No Time for Tears, only for business

No Time for Tears is Cynthia Freeman’s aptly named novel about a Jewish woman too busy keeping her family together to regret what she does to accomplish it.

Spine of No Time for Tears
No dust jacket on this library copy of No Time for Tears

Chavala Rabinsky becomes head of her family at 16 when her mother dies in childbirth. She promptly proposes to Dovid Landau, whom her parents have treated like family.

She knows Dovid will be the father to her five siblings that Avrum Rabinsky is too grief-stricken to be.

Chavala is surprised to find she loves him.

Realizing the Russian pograms are going to get worse, Chavala convinces Dovid the family must emigrate.
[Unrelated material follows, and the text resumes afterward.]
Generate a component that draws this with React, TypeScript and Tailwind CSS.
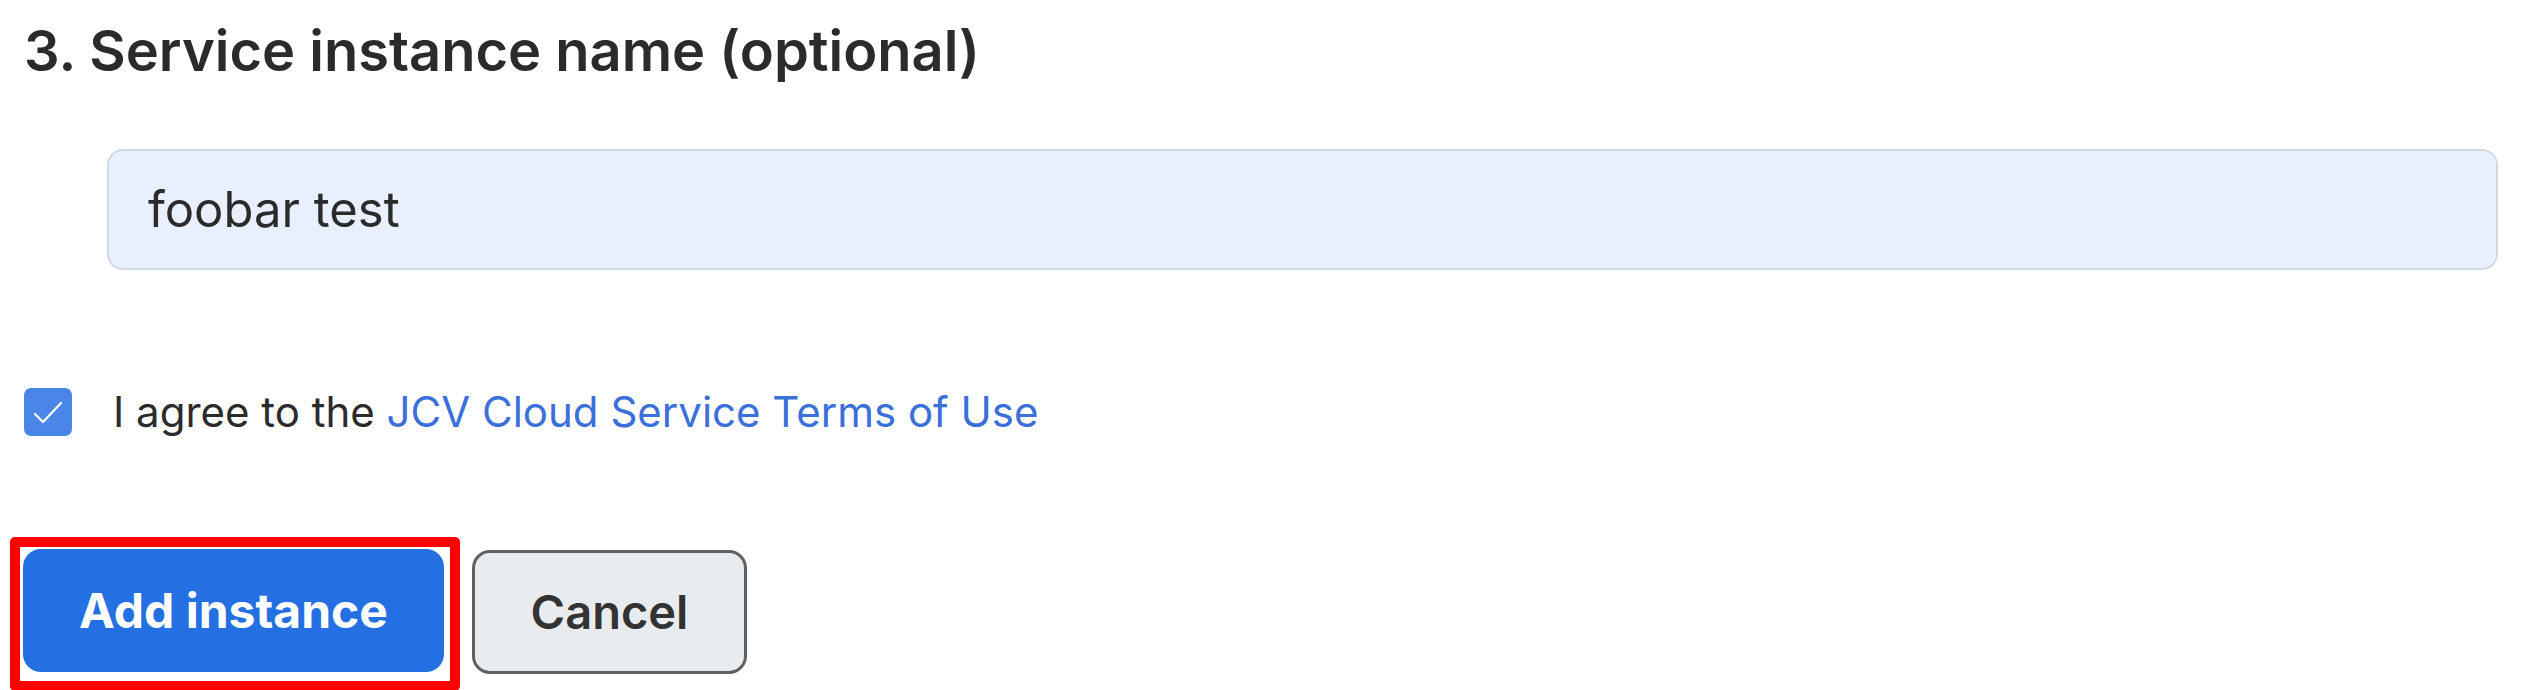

She wants to go to America, but the men are set on Palestine.

Chavala’s financial acumen gets them there.

Eretz Yisroel isn’t the promised land they expected.

After World War I, Chavala and Dovid separate.

Dovid remains to build the Jewish homeland.

Chavala goes to New York with two brothers and one sister for whom she makes a home. She builds a multimillion-dollar business to support them and the son conceived in Israel.

Freeman’s builds her story entirely of character sketches, sabotages what personalities survive by an unbelievable plot, and produces an entirely forgettable novel.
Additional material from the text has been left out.